A former football player, and then strength coach at East Carolina University, Swords started going to a regular World’s Gym when he moved.
He hated it and found himself gravitating back toward the Olympic lifts. When his friend asked if Swords would coach his high-school aged son and his friend, it was a no-brainer.
He had always liked working with children, volunteering Saturday mornings at East Carolina to work with inner-city kids in the weight room.
So, they set up a single platform in Swords’ garage, an old-subdivision, for him to coach the two boys. Within four months, Swords had 11 kids in his garage. And they just kept showing up after that.
“He’s a father figure,” said former Swords pupil Adrian Briones, who is currently the head strength coach at Delaware State.
“He’s the first man not related to me that truly believed in me. When I needed to eat, he gave me money. When I needed a place to shower, he let me in. That’s why I am where I am today. The fact that I met a man, that loved me so much that changed my heart forever. That’s what Tim does to this day.”
“I came from a good home, but my dreams were very big and sometimes my friends and family would be like ‘What are you talking about?.’” Briones said. “I remember being there and a boy who was 12 or 13 being really disrespectful to his father. Coach Swords doesn’t put up with that, he got into that kid. He always said, ‘In this gym we do unordinary things. Successful people do unordinary things.’ To this day, I still use that phrase.”
Over the past 27 years, there are countless success stories like Briones.
Swords has had 16 athletes on international teams, 79 who got college football scholarships, 15 in college baseball and 49 national champions. There have been guys like David Choi, who wasn’t overly athletic or confident.
Swords poured his heart into him and Choi now works for NASA. Or a little nine-year-old girl who Swords took to the states that came home with a bronze medal.
“She was so proud, so happy. Hell, I cried like a baby,” Swords recalled. “You can’t beat that. And that little girl now is a wonderful mother. That’s what this is all about.”
“Everybody has got a story. They all have learning disabilities. The pressure of being a young person in this day and age is pretty tough.”
Sitting in his living room, Swords again gets misty-eyed.
The father of three sons, he lost his middle child about eight months ago, prompting him to retire from his full-time job at Bayer aspirin.
This garage is what he truly loves, what he’s always loved, and Swords doesn’t want to waste one more minute of his life not having an impact.
“This is the one true thing that really makes me excited every day.
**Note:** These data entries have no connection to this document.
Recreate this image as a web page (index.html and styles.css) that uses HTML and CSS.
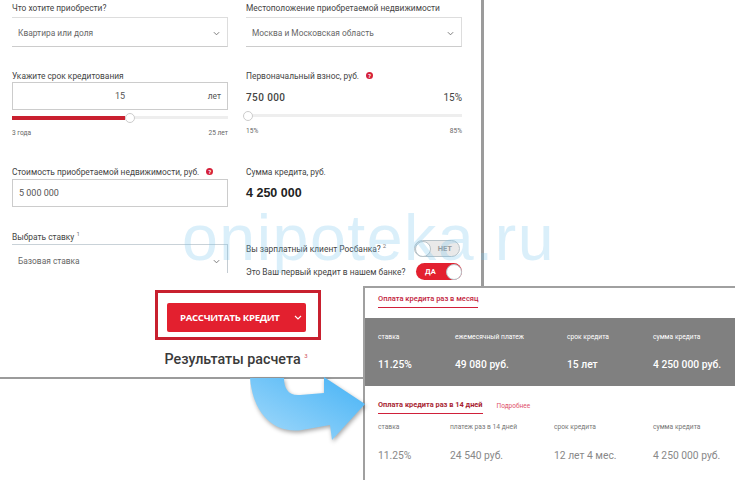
FILE: index.html
```html
<!DOCTYPE html>
<html lang="ru">
<head>
    <meta charset="UTF-8">
    <title>Расчет кредита</title>
    <link rel="stylesheet" href="styles.css">
</head>
<body>
    <div class="shot">
        <div class="calc">
            <div class="form-grid">
                <div class="field">
                    <label>Что хотите приобрести?</label>
                    <div class="select"><span>Квартира или доля</span><svg class="chev" viewBox="0 0 8 5"><path d="M1 1l3 3 3-3"/></svg></div>
                </div>
                <div class="field">
                    <label>Местоположение приобретаемой недвижимости</label>
                    <div class="select"><span>Москва и Московская область</span><svg class="chev" viewBox="0 0 8 5"><path d="M1 1l3 3 3-3"/></svg></div>
                </div>
                <div class="field">
                    <label>Укажите срок кредитования</label>
                    <div class="input input-term"><span class="term-value">15</span><span class="term-unit">лет</span></div>
                    <div class="slider"><div class="slider-fill fill-term"></div><div class="slider-knob knob-term"></div></div>
                    <div class="legend"><span>3 года</span><span>25 лет</span></div>
                </div>
                <div class="field">
                    <label>Первоначальный взнос, руб. <i class="hint">?</i></label>
                    <div class="amount-row"><b>750 000</b><span>15%</span></div>
                    <div class="slider"><div class="slider-knob knob-start"></div></div>
                    <div class="legend"><span>15%</span><span>85%</span></div>
                </div>
                <div class="field">
                    <label>Стоимость приобретаемой недвижимости, руб. <i class="hint">?</i></label>
                    <div class="input"><span>5 000 000</span></div>
                </div>
                <div class="field">
                    <label>Сумма кредита, руб.</label>
                    <div class="sum">4 250 000</div>
                </div>
                <div class="field">
                    <label>Выбрать ставку <sup>1</sup></label>
                    <div class="select select-open"><span>Базовая ставка</span><svg class="chev" viewBox="0 0 8 5"><path d="M1 1l3 3 3-3"/></svg></div>
                </div>
                <div class="field toggles">
                    <div class="toggle-row">
                        <span>Вы зарплатный клиент Росбанка? <sup>2</sup></span>
                        <div class="toggle toggle-off"><i></i><span>НЕТ</span></div>
                    </div>
                    <div class="toggle-row">
                        <span>Это Ваш первый кредит в нашем банке?</span>
                        <div class="toggle toggle-on"><span>ДА</span><i></i></div>
                    </div>
                </div>
            </div>
            <div class="action">
                <div class="action-frame">
                    <button class="calc-button">
                        <span>РАССЧИТАТЬ КРЕДИТ</span>
                        <svg class="chev chev-white" viewBox="0 0 8 5"><path d="M1 1l3 3 3-3"/></svg>
                    </button>
                </div>
                <h2>Результаты расчета <sup>3</sup></h2>
            </div>
        </div>

        <div class="results">
            <div class="tab-row tab-row-first"><span class="tab">Оплата кредита раз в месяц</span></div>
            <div class="band">
                <div class="cols cols-month">
                    <span>ставка</span><span>ежемесячный платеж</span><span>срок кредита</span><span>сумма кредита</span>
                </div>
                <div class="cols cols-month values">
                    <span>11.25%</span><span>49 080 руб.</span><span>15 лет</span><span>4 250 000 руб.</span>
                </div>
            </div>
            <div class="plain">
                <div class="tab-row"><span class="tab tab-bold">Оплата кредита раз в 14 дней</span><a class="more">Подробнее</a></div>
                <div class="cols cols-days">
                    <span>ставка</span><span>платеж раз в 14 дней</span><span>срок кредита</span><span>сумма кредита</span>
                </div>
                <div class="cols cols-days values">
                    <span>11.25%</span><span>24 540 руб.</span><span>12 лет 4 мес.</span><span>4 250 000 руб.</span>
                </div>
            </div>
        </div>

        <svg class="arrow" viewBox="0 0 125 75">
            <defs>
                <linearGradient id="arrowFill" x1="0" y1="1" x2="1" y2="0">
                    <stop offset="0" stop-color="#a6dbfb"/>
                    <stop offset="1" stop-color="#45b2f5"/>
                </linearGradient>
            </defs>
            <path class="arrow-shape" d="M0 2H34C34 12 38 20 50 19L74 17V1L115 28 82 64 80 49 52 54C24 58 3 38 0 2Z"/>
        </svg>

        <div class="watermark">onipoteka.ru</div>
    </div>
</body>
</html>
```

FILE: styles.css
```css
* {
    box-sizing: border-box;
}

body {
    margin: 0;
    background: #fff;
    font-family: Roboto, "Open Sans", sans-serif;
    color: #444;
}

.shot {
    position: relative;
    width: 735px;
    height: 480px;
    overflow: hidden;
    background: #fff;
}

/* left window */
.calc {
    position: absolute;
    left: 0;
    top: 0;
    width: 484px;
    height: 379px;
    border-right: 3px solid #9b9b9b;
    border-bottom: 2px solid #9b9b9b;
    padding: 0 0 0 12px;
}

.form-grid {
    display: grid;
    grid-template-columns: 216px 216px;
    grid-template-rows: 68px 96px 65px 46px;
    column-gap: 18px;
    height: 275px;
}

.field label {
    display: block;
    height: 17px;
    font-size: 8.4px;
    line-height: 17px;
    color: #444;
    white-space: nowrap;
}

.field:nth-child(n+3) label {
    height: 15px;
}

.select {
    display: flex;
    align-items: center;
    justify-content: space-between;
    height: 30px;
    padding: 2px 7px 0 6px;
    border-top: 1px solid #ddd;
    border-right: 1px solid #ddd;
    border-bottom: 1px solid #ccc;
    font-size: 8.4px;
    color: #666;
}

.select-open {
    height: 29px;
    padding-top: 4px;
    border-top-color: #c9d2d8;
    border-right-color: #c4ccd2;
    border-bottom: none;
}

.chev {
    width: 7px;
    height: 5px;
    fill: none;
    stroke: #777;
    stroke-width: 1.1;
}

.chev-white {
    width: 8px;
    stroke: #fff;
}

.input {
    display: flex;
    align-items: center;
    height: 28px;
    padding: 0 6px;
    border: 1px solid #ccc;
    font-size: 9px;
    color: #555;
}

.input-term {
    position: relative;
    margin-top: -1px;
    justify-content: space-between;
    padding: 0 6px 0 0;
}

.term-value {
    width: 112px;
    text-align: right;
}

.term-unit {
    font-size: 8.4px;
}

.slider {
    position: relative;
    height: 3px;
    margin-top: 6px;
    background: #eee;
}

.slider-fill {
    height: 4px;
    background: #c9202f;
}

.fill-term {
    width: 113px;
}

.slider-knob {
    position: absolute;
    top: -3px;
    width: 10px;
    height: 10px;
    border-radius: 50%;
    border: 1px solid #ccc;
    background: #fff;
}

.knob-term {
    left: 113px;
}

.knob-start {
    left: -3px;
}

.legend {
    display: flex;
    justify-content: space-between;
    margin-top: 10px;
    font-size: 6.6px;
    color: #666;
}

.hint {
    display: inline-block;
    width: 7px;
    height: 7px;
    margin-left: 5px;
    border-radius: 50%;
    background: #d5213a;
    color: #fff;
    font-size: 6px;
    font-style: normal;
    font-weight: 700;
    line-height: 7px;
    text-align: center;
    vertical-align: 1px;
}

.amount-row {
    display: flex;
    justify-content: space-between;
    align-items: center;
    height: 22px;
    margin-top: 3px;
    margin-bottom: 6px;
    font-size: 10px;
    color: #444;
}

.amount-row b {
    font-weight: 500;
    letter-spacing: 0.4px;
}

.sum {
    margin-top: 7px;
    font-family: "Liberation Sans", sans-serif;
    font-size: 12.5px;
    font-weight: 700;
    color: #222;
}

sup {
    font-size: 6px;
    line-height: 0;
    color: #777;
}

.toggles {
    display: flex;
    flex-direction: column;
    gap: 6px;
    padding-top: 11px;
    font-size: 8.4px;
    white-space: nowrap;
}

.toggle-row {
    display: flex;
    align-items: center;
    justify-content: space-between;
    height: 17px;
}

.toggle {
    display: flex;
    align-items: center;
    justify-content: space-between;
    width: 46px;
    height: 17px;
    border-radius: 9px;
    font-size: 7.5px;
    font-weight: 700;
}

.toggle i {
    width: 16px;
    height: 16px;
    border-radius: 50%;
    background: #fff;
    border: 1px solid #b7c2c8;
}

.toggle-off {
    margin-right: 2px;
    background: #e9e9e9;
    border: 1px solid #b7c2c8;
    padding-right: 7px;
    color: #999;
}

.toggle-on {
    background: #e3202f;
    padding-left: 9px;
    color: #fff;
}

.action {
    display: flex;
    flex-direction: column;
    align-items: center;
    width: 473px;
    padding-top: 15px;
}

.action-frame {
    width: 166px;
    height: 50px;
    padding: 10px 9px;
    border: 3px solid #c8202f;
    background: #fff;
    margin-left: -21px;
}

.calc-button {
    display: flex;
    align-items: center;
    justify-content: space-between;
    width: 139px;
    height: 29px;
    padding: 0 4px 0 13px;
    border: none;
    border-radius: 2px;
    background: #e3202f;
    color: #fff;
    font-family: "Open Sans", sans-serif;
    font-size: 9.6px;
    font-weight: 700;
    letter-spacing: -0.3px;
}

.action h2 {
    margin: 9px 0 0 -25px;
    font-size: 14.3px;
    font-weight: 500;
    line-height: 20px;
    color: #3a3a3a;
}

.action h2 sup {
    color: #d0505c;
    font-weight: 400;
}

/* right window */
.results {
    position: absolute;
    left: 363px;
    top: 286px;
    width: 372px;
    height: 194px;
    border-left: 2px solid #a0a0a0;
    border-top: 2px solid #a0a0a0;
    background: #fff;
}

.tab-row {
    display: flex;
    gap: 14px;
    align-items: flex-start;
    padding: 5px 0 0 13px;
    font-size: 7.5px;
}

.tab-row-first {
    height: 30px;
}

.tab {
    padding-bottom: 2px;
    border-bottom: 1px solid #d0203a;
    color: #c2233c;
    font-weight: 500;
    line-height: 12px;
}

.tab-bold {
    font-size: 7.4px;
    font-weight: 700;
    color: #a81f33;
}

.more {
    padding-top: 3px;
    font-size: 6.5px;
    color: #e0506a;
}

.band {
    height: 68px;
    padding-top: 14px;
    background: #808080;
    color: #fff;
}

.cols {
    display: grid;
    padding-left: 13px;
    font-size: 6.7px;
    line-height: 10px;
    white-space: nowrap;
}

.cols-month {
    grid-template-columns: 77px 112px 86px 1fr;
}

.cols-days {
    grid-template-columns: 72px 104px 99px 1fr;
    color: #777;
}

.cols.values {
    margin-top: 16px;
    font-size: 10.3px;
    line-height: 14px;
}

.band .values {
    font-weight: 500;
}

.plain {
    padding-top: 8px;
}

.plain .cols {
    margin-top: 8px;
}

.plain .cols.values {
    margin-top: 17px;
    color: #888;
}

/* pasted over the screenshot */
.arrow {
    position: absolute;
    left: 250px;
    top: 376px;
    width: 125px;
    height: 75px;
}

.arrow-shape {
    fill: url(#arrowFill);
    filter: drop-shadow(1px 2px 2px rgba(0, 0, 0, 0.35));
}

.watermark {
    position: absolute;
    left: 182px;
    top: 198px;
    font-family: "Liberation Sans", sans-serif;
    font-size: 64.5px;
    letter-spacing: 1.5px;
    line-height: 80px;
    color: rgba(120, 195, 235, 0.27);
    white-space: nowrap;
    pointer-events: none;
}
```
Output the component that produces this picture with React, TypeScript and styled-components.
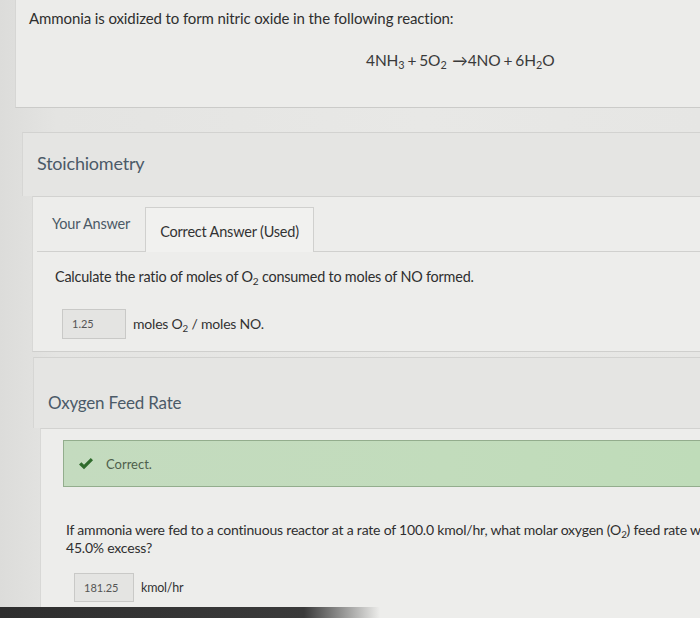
import { ReactNode } from "react";
import styled, { createGlobalStyle } from "styled-components";

const GlobalStyle = createGlobalStyle`
  html, body {
    margin: 0;
    padding: 0;
    background: #e2e2e0;
    font-family: Lato, "Open Sans", "Liberation Sans", sans-serif;
    color: #333;
    overflow: hidden;
  }
`;

const Page = styled.div`
  width: 700px;
  height: 618px;
  position: relative;
  overflow: hidden;
  background: linear-gradient(90deg, #dcdcda 0%, #e4e4e2 8%, #e8e8e6 60%, #e6e6e4 100%);
`;

const IntroPanel = styled.div`
  margin-left: 15px;
  height: 108px;
  box-sizing: border-box;
  padding: 9px 0 0 13px;
  background: #ececea;
  border-left: 1px solid #d6d6d4;
  border-bottom: 1px solid #cbcbc9;
`;

const IntroText = styled.p`
  margin: 0;
  font-size: 15px;
  letter-spacing: -0.1px;
  color: #2f2f2f;
`;

const Equation = styled.div`
  margin: 24px 0 0 337px;
  font-size: 15.5px;
  color: #3a3a3a;
  letter-spacing: -0.1px;
  word-spacing: -1px;
`;

const Section = styled.section<{ $top: number; $left: number }>`
  margin-top: ${({ $top }) => $top}px;
  margin-left: ${({ $left }) => $left}px;
`;

const SectionHeader = styled.div<{ $height: number; $pad: number }>`
  height: ${({ $height }) => $height}px;
  box-sizing: border-box;
  display: flex;
  align-items: flex-end;
  padding: 0 0 ${({ $pad }) => $pad}px 14px;
  background: #e5e5e3;
  border-top: 1px solid #d2d2d0;
  border-left: 1px solid #d6d6d4;
`;

const SectionTitle = styled.h2<{ $size: number }>`
  margin: 0;
  font-weight: 400;
  font-size: ${({ $size }) => $size}px;
  color: #4b5a68;
  letter-spacing: -0.2px;
`;

const SectionBody = styled.div<{ $left: number; $height: number }>`
  margin-left: ${({ $left }) => $left}px;
  height: ${({ $height }) => $height}px;
  box-sizing: border-box;
  background: #ededeb;
  border-left: 1px solid #d8d8d6;
  border-top: 1px solid #d2d2d0;
  border-bottom: 1px solid #cfcfcd;
`;

const TabBar = styled.div`
  display: flex;
  align-items: flex-end;
  margin: 9px 0 0 4px;
  height: 45px;
  border-bottom: 1px solid #d0d0ce;
`;

const Tab = styled.div<{ $active?: boolean }>`
  height: ${({ $active }) => ($active ? "45px" : "40px")};
  box-sizing: border-box;
  display: flex;
  align-items: center;
  padding: 0 14px;
  font-size: 14.5px;
  letter-spacing: -0.2px;
  color: ${({ $active }) => ($active ? "#333" : "#4b5966")};
  background: ${({ $active }) => ($active ? "#f1f1ef" : "transparent")};
  border: 1px solid ${({ $active }) => ($active ? "#d0d0ce" : "transparent")};
  border-bottom: none;
  margin-bottom: ${({ $active }) => ($active ? "-1px" : "8px")};
  padding-top: ${({ $active }) => ($active ? "2px" : "0")};
`;

const Prompt = styled.p<{ $size: number; $top: number; $left: number }>`
  margin: ${({ $top }) => $top}px 0 0 ${({ $left }) => $left}px;
  font-size: ${({ $size }) => $size}px;
  line-height: 1.3;
  letter-spacing: -0.2px;
  color: #2f2f2f;
  white-space: nowrap;
`;

const AnswerRow = styled.div<{ $top: number; $left: number }>`
  display: flex;
  align-items: center;
  gap: 7px;
  margin: ${({ $top }) => $top}px 0 0 ${({ $left }) => $left}px;
`;

const AnswerBox = styled.div<{ $width: number; $height: number }>`
  width: ${({ $width }) => $width}px;
  height: ${({ $height }) => $height}px;
  box-sizing: border-box;
  display: flex;
  align-items: center;
  padding-left: 9px;
  font-size: 11px;
  color: #555;
  background: #e4e4e2;
  border: 1px solid #c9c9c7;
`;

const Unit = styled.span<{ $size: number }>`
  font-size: ${({ $size }) => $size}px;
  color: #333;
  letter-spacing: -0.2px;
`;

const Feedback = styled.div`
  display: flex;
  align-items: center;
  gap: 12px;
  margin: 11px 0 0 22px;
  height: 47px;
  box-sizing: border-box;
  padding-left: 14px;
  background: linear-gradient(90deg, #c4dbbf 0%, #c2dcbc 60%, #bfdcb9 100%);
  border: 1px solid #93ad8d;
  border-right: none;
  font-size: 13px;
  color: #4f5f4c;
`;

const CheckIcon = styled.svg`
  width: 16px;
  height: 14px;
  flex: none;
`;

const BottomEdge = styled.div`
  position: absolute;
  left: 0;
  bottom: 0;
  width: 380px;
  height: 11px;
  background: linear-gradient(90deg, #2e2e2e 0%, #3a3a3a 80%, rgba(60, 60, 60, 0) 100%);
`;

function Sub({ children }: { children: ReactNode }) {
  return <sub style={{ fontSize: "0.7em", verticalAlign: "-0.3em", lineHeight: 0 }}>{children}</sub>;
}

export default function App() {
  return (
    <Page>
      <GlobalStyle />
      <IntroPanel>
        <IntroText>Ammonia is oxidized to form nitric oxide in the following reaction:</IntroText>
        <Equation>
          4NH<Sub>3</Sub> + 5O<Sub>2</Sub>&nbsp; →4NO + 6H<Sub>2</Sub>O
        </Equation>
      </IntroPanel>

      <Section $top={24} $left={22}>
        <SectionHeader $height={64} $pad={22}>
          <SectionTitle $size={18}>Stoichiometry</SectionTitle>
        </SectionHeader>
        <SectionBody $left={10} $height={156}>
          <TabBar>
            <Tab>Your Answer</Tab>
            <Tab $active>Correct Answer (Used)</Tab>
          </TabBar>
          <Prompt $size={14.4} $top={16} $left={22}>
            Calculate the ratio of moles of O<Sub>2</Sub> consumed to moles of NO formed.
          </Prompt>
          <AnswerRow $top={22} $left={29}>
            <AnswerBox $width={64} $height={30}>1.25</AnswerBox>
            <Unit $size={14}>
              moles O<Sub>2</Sub> / moles NO.
            </Unit>
          </AnswerRow>
        </SectionBody>
      </Section>

      <Section $top={5} $left={33}>
        <SectionHeader $height={71} $pad={15}>
          <SectionTitle $size={17}>Oxygen Feed Rate</SectionTitle>
        </SectionHeader>
        <SectionBody $left={7} $height={203}>
          <Feedback>
            <CheckIcon viewBox="0 0 16 14">
              <path d="M1 7.5 L3.4 5.2 L6 7.8 L12.8 1 L15 3.3 L6 12.3 Z" fill="#2f6b2c" />
            </CheckIcon>
            Correct.
          </Feedback>
          <Prompt $size={14} $top={34} $left={25}>
            If ammonia were fed to a continuous reactor at a rate of 100.0 kmol/hr, what molar oxygen (O<Sub>2</Sub>) feed rate w
            <br />
            45.0% excess?
          </Prompt>
          <AnswerRow $top={16} $left={33}>
            <AnswerBox $width={60} $height={29}>181.25</AnswerBox>
            <Unit $size={12.5}>kmol/hr</Unit>
          </AnswerRow>
        </SectionBody>
      </Section>
      <BottomEdge />
    </Page>
  );
}
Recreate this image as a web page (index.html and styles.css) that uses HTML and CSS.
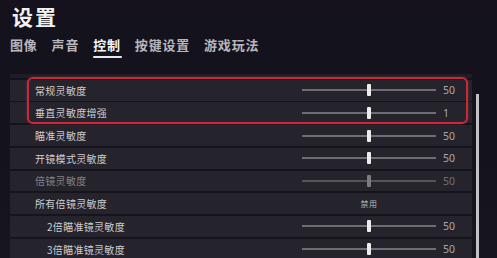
FILE: index.html
```
<!DOCTYPE html>
<html lang="zh">
<head>
<meta charset="utf-8">
<link rel="stylesheet" href="styles.css">
</head>
<body>
<div class="page">
  <h1 class="title">设置</h1>
  <nav class="tabs">
    <span class="tab">图像</span>
    <span class="tab">声音</span>
    <span class="tab active">控制</span>
    <span class="tab">按键设置</span>
    <span class="tab">游戏玩法</span>
  </nav>
  <div class="panel">
    <div class="list">
      <div class="strip"></div>
      <div class="row"><span class="label">常规灵敏度</span><div class="slider"><div class="track"></div><div class="thumb" style="left:65px"></div></div><span class="value">50</span></div>
      <div class="row"><span class="label">垂直灵敏度增强</span><div class="slider"><div class="track"></div><div class="thumb" style="left:65px"></div></div><span class="value">1</span></div>
      <div class="row"><span class="label">瞄准灵敏度</span><div class="slider"><div class="track"></div><div class="thumb" style="left:65px"></div></div><span class="value">50</span></div>
      <div class="row"><span class="label">开镜模式灵敏度</span><div class="slider"><div class="track"></div><div class="thumb" style="left:65px"></div></div><span class="value">50</span></div>
      <div class="row dim"><span class="label">倍镜灵敏度</span><div class="slider"><div class="track"></div><div class="thumb" style="left:65px"></div></div><span class="value">50</span></div>
      <div class="row"><span class="label">所有倍镜灵敏度</span><div class="slider"><span class="off">禁用</span></div><span class="value"></span></div>
      <div class="row sub"><span class="label">2倍瞄准镜灵敏度</span><div class="slider"><div class="track"></div><div class="thumb" style="left:65px"></div></div><span class="value">50</span></div>
      <div class="row sub"><span class="label">3倍瞄准镜灵敏度</span><div class="slider"><div class="track"></div><div class="thumb" style="left:65px"></div></div><span class="value">50</span></div>
    </div>
    <div class="highlight"></div>
    <div class="scrollbar"></div>
  </div>
</div>
</body>
</html>
```
FILE: styles.css
```
html, body {
  margin: 0;
  padding: 0;
  background: #14121b;
  overflow: hidden;
}
body {
  font-family: "Noto Sans CJK SC", "Noto Sans", sans-serif;
  color: #ddd;
  width: 497px;
  height: 258px;
}
.page {
  position: relative;
  width: 497px;
  height: 258px;
  background: linear-gradient(180deg, #15121d 0%, #14121b 60%, #17151d 100%);
}
.title {
  margin: 0;
  padding: 3px 0 0 12px;
  font-size: 21px;
  line-height: 26px;
  font-weight: 700;
  color: #f2f2f2;
  letter-spacing: 2px;
}
.tabs {
  display: flex;
  gap: 14px;
  padding: 7px 0 0 10px;
  height: 22px;
}
.tab {
  font-size: 13px;
  line-height: 18px;
  font-weight: 700;
  color: #b8b7bd;
  letter-spacing: 0.8px;
  position: relative;
}
.tab.active {
  color: #f4f4f4;
}
.tab.active::after {
  content: "";
  position: absolute;
  left: 0;
  right: -1px;
  top: 20px;
  height: 2px;
  background: #e8e8e8;
  border-radius: 1px;
}
.panel {
  position: relative;
  margin-top: 16px;
  height: 183px;
}
.list {
  margin-left: 10px;
  width: 462px;
  display: flex;
  flex-direction: column;
  gap: 1.8px;
}
.strip {
  height: 4px;
  background: #1f1d25;
}
.row {
  height: 20.9px;
  display: flex;
  align-items: center;
  background: #25232b;
}
.label {
  flex: 1;
  padding-left: 25px;
  font-size: 10px;
  letter-spacing: 0.3px;
  color: #d0cfd4;
}
.row.sub .label {
  padding-left: 37px;
}
.row.dim .label {
  color: #85848a;
}
.slider {
  position: relative;
  width: 134px;
  height: 14px;
  display: flex;
  align-items: center;
  justify-content: center;
}
.track {
  width: 100%;
  height: 2px;
  background: #6e6d74;
}
.thumb {
  position: absolute;
  top: 1px;
  width: 4px;
  height: 12px;
  background: #ececec;
  border-radius: 1px;
}
.row.dim .thumb {
  background: #7c7b80;
}
.row.dim .track {
  background: #55545a;
}
.off {
  font-size: 8px;
  color: #bdbcc2;
  letter-spacing: 0.5px;
}
.value {
  width: 36px;
  padding-left: 7px;
  box-sizing: border-box;
  font-family: "Noto Sans", sans-serif;
  font-size: 10.5px;
  color: #a9a8ae;
}
.row.dim .value {
  color: #717076;
}
.highlight {
  position: absolute;
  left: 27px;
  top: 3px;
  width: 437px;
  height: 43px;
  border: 2px solid #c62a3b;
  border-radius: 6px;
  box-shadow: 0 0 3px rgba(200, 40, 60, 0.5);
}
.scrollbar {
  position: absolute;
  left: 476px;
  top: 20px;
  width: 2.5px;
  height: 170px;
  background: #c2c1c6;
}
```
That I can give something back to help somebody,” Swords said.
“I am highly motivated to do the right thing. I’m very passionate, but I’m intense. Some people don’t like my intensity. There’s not too many people that love the sport as much as I do.”
Swords gestures about his living room, the only place in the house where his trophies and posters of some of his more accomplished athletes are laid out.
“This has nothing to do with Tim Swords winning trophies and stuff. Nobody cares about this stuff in boxes. It’s about these kids,” he said. “It’s because people believed in what we are doing here and they continue to come back. They believed in me, simple schemes, hard work, doing the right thing nutritionally and just paying attention.”
Swords’ no-nonsense approach to coaching has had a far greater impact than the platform.
“Yes it was the technical aspect and philosophies [of lifting] but it was really the environment and mindset he instilled in us,” Briones said.
“That’s the difference between coaches like Tim and coaches that are there just to get the paycheck. He pours into your heart and mind so much, he manipulates you in a positive way. That’s the biggest thing that he did for all of us. I couldn’t tell you the astronomical amount of people that he’s impacted.”